On Aug. 19, Mikey McIntire was lining up for the Harlem High School football team as the Bulldogs traveled to Lincoln County for their season-opener.
Four days later, the sophomore was back on campus in Lincolnton. This time, though, his parents were enrolling him in school there after they finalized a move from Harlem.
The Bulldogs lost that opener 69-6 and have been dealing with lack of depth at many positions. Stan and Tish McIntire said that some have blamed them for jumping ship from a struggling team to a renowned powerhouse.
"I wish football was the reason we've leaving," Tish McIntire said. "I wish it was that simple."
She noted that the family had been mulling a move toward Clarks Hill Lake for "quite some time."
"My husband's a big lake person; he loves to fish," Tish McIntire said. "We've been talking about it. Honestly, due to some personal family issues and everything, we were going to have to make a move away from Harlem."
Lincoln County coach Larry Campbell said that until Mikey McIntire's eligibility was determined by the Georgia High School Association he will not be able to practice or play with the Red Devils' varsity team.
He said that any criticism of such transfers is unfair to the Lincoln County staff.
"I've not been in this business for 41 years doing anything illegal and I'm not going to do anything illegal," said Campbell, who holds the career wins record among high school coaches in the state of Georgia. "I've never been questioned in 41 years."

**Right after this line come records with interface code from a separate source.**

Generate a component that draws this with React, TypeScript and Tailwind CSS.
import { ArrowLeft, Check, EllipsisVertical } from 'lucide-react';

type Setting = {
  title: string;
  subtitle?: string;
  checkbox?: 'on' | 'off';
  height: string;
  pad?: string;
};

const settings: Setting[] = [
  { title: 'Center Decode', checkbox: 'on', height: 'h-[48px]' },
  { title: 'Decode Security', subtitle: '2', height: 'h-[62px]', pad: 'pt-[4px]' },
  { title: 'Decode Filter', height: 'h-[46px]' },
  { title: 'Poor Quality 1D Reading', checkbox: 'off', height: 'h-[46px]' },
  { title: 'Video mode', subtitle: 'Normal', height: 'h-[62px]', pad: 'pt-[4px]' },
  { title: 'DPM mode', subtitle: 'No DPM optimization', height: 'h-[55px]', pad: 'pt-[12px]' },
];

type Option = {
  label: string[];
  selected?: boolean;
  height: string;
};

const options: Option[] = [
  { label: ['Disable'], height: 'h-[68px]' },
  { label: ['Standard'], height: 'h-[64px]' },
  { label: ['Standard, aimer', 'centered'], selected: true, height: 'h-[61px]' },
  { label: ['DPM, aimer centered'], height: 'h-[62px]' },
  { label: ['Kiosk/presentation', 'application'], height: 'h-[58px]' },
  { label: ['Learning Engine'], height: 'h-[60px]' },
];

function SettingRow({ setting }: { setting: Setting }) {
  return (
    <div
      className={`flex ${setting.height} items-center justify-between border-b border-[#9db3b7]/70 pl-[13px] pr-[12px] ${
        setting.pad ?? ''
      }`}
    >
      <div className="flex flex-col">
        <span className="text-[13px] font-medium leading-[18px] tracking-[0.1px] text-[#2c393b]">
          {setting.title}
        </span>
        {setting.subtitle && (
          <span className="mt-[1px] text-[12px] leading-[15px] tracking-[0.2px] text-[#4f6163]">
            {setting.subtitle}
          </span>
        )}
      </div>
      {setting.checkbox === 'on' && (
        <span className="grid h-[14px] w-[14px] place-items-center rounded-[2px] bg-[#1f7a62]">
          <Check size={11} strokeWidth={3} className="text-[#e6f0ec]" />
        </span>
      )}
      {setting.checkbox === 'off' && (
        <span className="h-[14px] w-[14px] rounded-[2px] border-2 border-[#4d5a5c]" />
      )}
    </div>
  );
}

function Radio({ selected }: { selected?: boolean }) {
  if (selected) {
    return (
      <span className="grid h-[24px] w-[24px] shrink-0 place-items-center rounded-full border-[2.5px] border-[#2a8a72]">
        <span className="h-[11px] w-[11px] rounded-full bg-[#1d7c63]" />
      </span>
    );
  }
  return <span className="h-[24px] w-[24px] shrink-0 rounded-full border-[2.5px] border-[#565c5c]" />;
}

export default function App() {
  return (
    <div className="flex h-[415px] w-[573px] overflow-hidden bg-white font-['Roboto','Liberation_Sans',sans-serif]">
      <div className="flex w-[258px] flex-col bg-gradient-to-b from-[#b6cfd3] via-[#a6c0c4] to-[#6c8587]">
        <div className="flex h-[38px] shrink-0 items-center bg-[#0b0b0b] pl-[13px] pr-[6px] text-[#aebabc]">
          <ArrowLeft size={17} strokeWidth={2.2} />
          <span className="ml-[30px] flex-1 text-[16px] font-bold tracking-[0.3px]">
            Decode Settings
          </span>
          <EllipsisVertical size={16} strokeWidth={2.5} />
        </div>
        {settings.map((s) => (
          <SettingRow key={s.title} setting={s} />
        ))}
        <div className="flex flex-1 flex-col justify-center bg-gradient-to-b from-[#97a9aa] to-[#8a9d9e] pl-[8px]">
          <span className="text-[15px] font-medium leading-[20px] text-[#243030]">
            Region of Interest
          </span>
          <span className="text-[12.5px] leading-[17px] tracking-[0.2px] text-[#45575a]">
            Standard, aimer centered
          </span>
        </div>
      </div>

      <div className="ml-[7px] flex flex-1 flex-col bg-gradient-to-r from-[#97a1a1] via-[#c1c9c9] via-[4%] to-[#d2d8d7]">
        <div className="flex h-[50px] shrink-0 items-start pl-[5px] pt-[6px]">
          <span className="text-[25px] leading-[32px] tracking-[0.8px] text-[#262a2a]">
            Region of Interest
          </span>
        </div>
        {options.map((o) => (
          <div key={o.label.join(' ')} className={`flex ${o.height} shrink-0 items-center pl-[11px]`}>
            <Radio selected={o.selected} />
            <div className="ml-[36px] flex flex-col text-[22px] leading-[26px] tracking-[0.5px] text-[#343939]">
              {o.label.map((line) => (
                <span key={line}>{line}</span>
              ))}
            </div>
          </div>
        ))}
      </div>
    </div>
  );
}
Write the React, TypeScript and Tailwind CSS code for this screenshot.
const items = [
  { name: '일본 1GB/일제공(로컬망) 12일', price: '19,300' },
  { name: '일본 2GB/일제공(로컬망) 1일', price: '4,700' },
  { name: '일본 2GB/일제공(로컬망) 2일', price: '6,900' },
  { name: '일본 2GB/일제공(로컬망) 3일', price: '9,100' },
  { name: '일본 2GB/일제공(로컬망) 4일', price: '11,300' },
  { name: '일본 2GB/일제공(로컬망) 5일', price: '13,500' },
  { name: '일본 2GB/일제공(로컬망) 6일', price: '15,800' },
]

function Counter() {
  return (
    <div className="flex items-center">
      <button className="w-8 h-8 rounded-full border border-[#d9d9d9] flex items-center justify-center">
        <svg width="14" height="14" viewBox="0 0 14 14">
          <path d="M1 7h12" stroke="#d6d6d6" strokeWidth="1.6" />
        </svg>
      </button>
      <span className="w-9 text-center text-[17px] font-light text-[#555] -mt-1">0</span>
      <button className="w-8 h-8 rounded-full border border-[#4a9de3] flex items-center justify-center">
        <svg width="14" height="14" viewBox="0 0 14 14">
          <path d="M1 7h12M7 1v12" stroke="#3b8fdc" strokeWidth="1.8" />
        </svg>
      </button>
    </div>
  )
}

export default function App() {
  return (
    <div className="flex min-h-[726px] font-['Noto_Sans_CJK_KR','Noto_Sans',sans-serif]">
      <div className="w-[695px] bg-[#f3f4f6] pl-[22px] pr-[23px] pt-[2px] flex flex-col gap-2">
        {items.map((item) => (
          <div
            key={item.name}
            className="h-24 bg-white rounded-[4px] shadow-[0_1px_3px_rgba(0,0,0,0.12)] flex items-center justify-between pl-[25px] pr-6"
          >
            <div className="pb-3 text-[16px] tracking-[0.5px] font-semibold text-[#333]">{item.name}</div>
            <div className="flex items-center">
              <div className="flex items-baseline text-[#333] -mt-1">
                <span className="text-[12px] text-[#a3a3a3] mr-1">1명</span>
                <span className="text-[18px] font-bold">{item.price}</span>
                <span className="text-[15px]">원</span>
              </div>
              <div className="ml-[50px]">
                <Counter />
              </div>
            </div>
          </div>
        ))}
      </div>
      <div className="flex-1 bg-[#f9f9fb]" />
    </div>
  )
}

Meanwhile, Jimmie Lewis, who coached McIntire in football and in baseball at Harlem, said he had no comment.
Mikey McIntire has had two brothers graduate from Harlem: Stanley in 2005 and Zach in 2011.

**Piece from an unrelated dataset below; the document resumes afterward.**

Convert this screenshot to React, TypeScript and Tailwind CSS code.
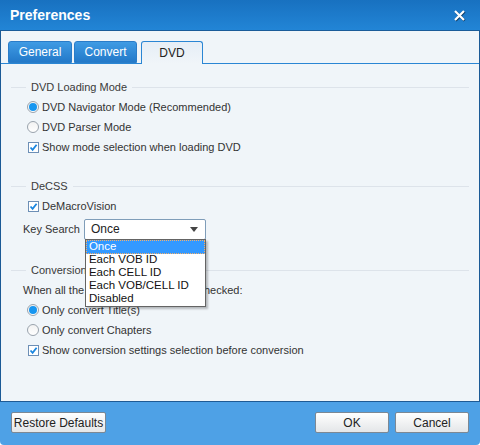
import { ReactNode } from "react";

function GroupHeader({ title }: { title: string }) {
  return (
    <div className="flex h-[20px] items-center pl-[10px] pr-[10px]">
      <div className="h-px w-[15px] bg-[#dde3ea]" />
      <span className="px-[5px] text-[#3a3a3a]">{title}</span>
      <div className="h-px flex-1 bg-[#dde3ea]" />
    </div>
  );
}

function Radio({ checked, children }: { checked?: boolean; children: ReactNode }) {
  return (
    <div className="flex h-[20px] items-center pl-[26px]">
      <span className="flex h-[12px] w-[12px] items-center justify-center rounded-full border border-[#9aa3ad] bg-gradient-to-b from-[#f2f2f2] to-white">
        {checked && <span className="h-[8px] w-[8px] rounded-full bg-[#1796f0]" />}
      </span>
      <span className="ml-[3px]">{children}</span>
    </div>
  );
}

function Check({ children }: { children: ReactNode }) {
  return (
    <div className="flex h-[20px] items-center pl-[27px]">
      <span className="flex h-[11px] w-[11px] items-center justify-center border border-[#6d8fb6] bg-white">
        <svg width="9" height="9" viewBox="0 0 9 9">
          <path d="M1.5 4.5 L3.6 6.8 L7.6 1.8" fill="none" stroke="#1a86e0" strokeWidth="1.8" />
        </svg>
      </span>
      <span className="ml-[3px]">{children}</span>
    </div>
  );
}

function Button({ children, className }: { children: ReactNode; className: string }) {
  return (
    <div
      className={`flex h-[21px] items-center justify-center rounded-[2px] border border-[#7c8894] bg-gradient-to-b from-white to-[#e4e6e8] text-[12px] text-[#222] ${className}`}
    >
      {children}
    </div>
  );
}

export default function App() {
  return (
    <div
      className="flex h-[445px] w-[480px] flex-col overflow-hidden text-[11px] text-[#333]"
      style={{ fontFamily: '"Liberation Sans", Arial, sans-serif' }}
    >
      {/* Title bar */}
      <div className="flex h-[31px] items-center justify-between border-b border-[#1a5c99] bg-gradient-to-b from-[#1871c0] to-[#2285d6] pl-[10px] pr-[14px]">
        <span className="text-[14px] font-bold text-white">Preferences</span>
        <svg width="13" height="13" viewBox="0 0 13 13">
          <path d="M2 2 L11 11 M11 2 L2 11" stroke="#0c3b66" strokeWidth="2.6" transform="translate(0.6 0.6)" />
          <path d="M2 2 L11 11 M11 2 L2 11" stroke="white" strokeWidth="2.2" />
        </svg>
      </div>

      {/* Body */}
      <div className="flex flex-1 flex-col border-x border-[#1b5a96] bg-[#f0f5f9]">
        {/* Tabs */}
        <div className="flex items-end border-b border-[#2a86d4] pl-[7px] pt-[10px] text-[12px]">
          <div className="flex h-[22px] w-[64px] items-center justify-center rounded-t-[3px] border border-[#2a7cc8] bg-gradient-to-b from-[#3f9be4] to-[#2379c9] text-white">
            General
          </div>
          <div className="ml-[2px] flex h-[22px] w-[63px] items-center justify-center rounded-t-[3px] border border-[#2a7cc8] bg-gradient-to-b from-[#3f9be4] to-[#2379c9] text-white">
            Convert
          </div>
          <div className="-mb-px ml-[4px] flex h-[23px] w-[62px] items-center justify-center rounded-t-[3px] border border-b-0 border-[#2a86d4] bg-gradient-to-b from-[#e6eef6] to-[#f0f5f9] text-[#222]">
            DVD
          </div>
        </div>

        {/* Content */}
        <div className="flex flex-1 flex-col pt-[13px]">
          <GroupHeader title="DVD Loading Mode" />
          <Radio checked>DVD Navigator Mode (Recommended)</Radio>
          <Radio>DVD Parser Mode</Radio>
          <Check>Show mode selection when loading DVD</Check>

          <div className="mt-[19px]">
            <GroupHeader title="DeCSS" />
          </div>
          <Check>DeMacroVision</Check>
          <div className="mt-[3px] flex h-[20px] items-center pl-[22px]">
            <span>Key Search</span>
            <div className="relative ml-[4px]">
              <div className="flex h-[21px] w-[122px] items-center justify-between rounded-[2px] border border-[#7f9db9] bg-white pl-[6px] pr-[7px] text-[12px] text-[#222]">
                <span>Once</span>
                <svg width="8" height="5" viewBox="0 0 8 5">
                  <path d="M0 0 L8 0 L4 5 Z" fill="#444" />
                </svg>
              </div>
              <div className="absolute left-px top-[20px] z-10 w-[121px] border border-[#646464] bg-white text-[11.5px] text-[#111] shadow-[2px_2px_2px_rgba(0,0,0,0.25)]">
                <div className="flex h-[14px] items-center border border-dotted border-[#f5b06a] bg-[#3399ff] pl-[2px] text-white">
                  Once
                </div>
                <div className="flex h-[13px] items-center pl-[3px]">Each VOB ID</div>
                <div className="flex h-[13px] items-center pl-[3px]">Each CELL ID</div>
                <div className="flex h-[13px] items-center pl-[3px]">Each VOB/CELL ID</div>
                <div className="flex h-[13px] items-center pl-[3px]">Disabled</div>
              </div>
            </div>
          </div>

          <div className="mt-[21px]">
            <GroupHeader title="Conversion Settings" />
          </div>
          <div className="flex h-[20px] items-center pl-[22px]">
            When all the titles and chapters are checked:
          </div>
          <Radio checked>Only convert Title(s)</Radio>
          <Radio>Only convert Chapters</Radio>
          <Check>Show conversion settings selection before conversion</Check>
        </div>
      </div>

      {/* Bottom bar */}
      <div className="flex h-[44px] items-center justify-between rounded-b-[4px] border-t border-[#1f5a94] bg-[#4ea1e6] px-[11px] pb-[2px]">
        <Button className="w-[95px]">Restore Defaults</Button>
        <div className="flex gap-[6px]">
          <Button className="w-[74px]">OK</Button>
          <Button className="w-[74px]">Cancel</Button>
        </div>
      </div>
    </div>
  );
}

Stanley McIntire said things turned sour quickly on Tuesday.
"It started out with people being happy for him and wanting to wish him the best," he said. "They wanted to know the best way to get in touch with him.

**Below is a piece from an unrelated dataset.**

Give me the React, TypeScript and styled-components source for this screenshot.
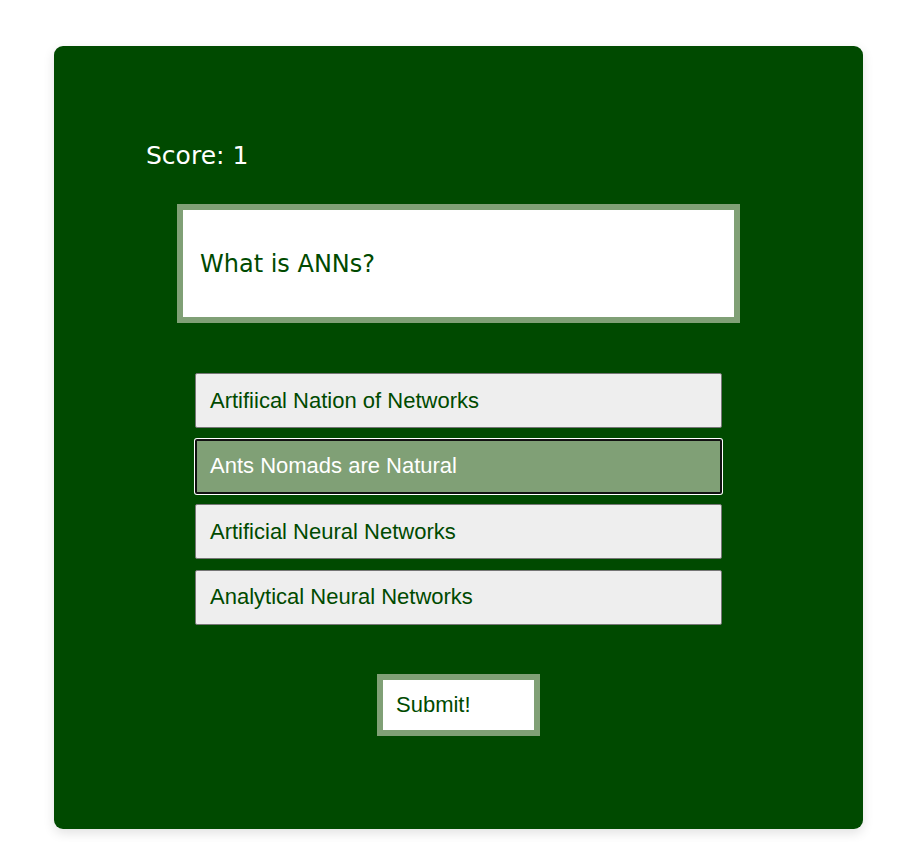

"But when I talked to him, he was like, 'I got back in the car with mom and I had 30 something messages, all of them just mad at me.'"
He said that it was unfair to pile criticism onto a 15-year-old.
"I could understand if the whole thing was up to him," Stanley McIntire said. "The problem is he's 15 ... and there are no circumstances that you can put him in for it to be his choice (to move). ... It amazed me, everything that was being said."
The McIntires said they were most concerned when a post surfaced on a message board on www.scout.com, a popular high school football Web site.
"Instead of bad-mouthing or putting one down, maybe you ought to be proud to know that he did come from Harlem," Stan McIntire said. "It just wasn't in the cards because of personal family issues that we had to move.
"We have the utmost respect of the coaching staff at HHS, and we know that they helped make Mikey into the athlete he has become."
After a strong freshman season last year, McIntire ran for 60 yards in the season-opener. He was one of the team's starting backs.
On the baseball field, McIntire plays second base and was one of Harlem's best hitters.
Tish McIntire had worked in the Columbia County school system prior to the move and said she has always put a focus on education.
"It really irritates me that someone thinks I'm going to go to another school for a sport," she said. "Anyone who really knows me knows that academics comes first."
As for the move being about athletics, she said that it just doesn't make sense.
"Mikey's also a great baseball player," Tish McIntire said. "If it's all about sports, why wouldn't we have found a school that was really good in both? That's not the case.
"It's really nobody's business," she added. "It's a family decision."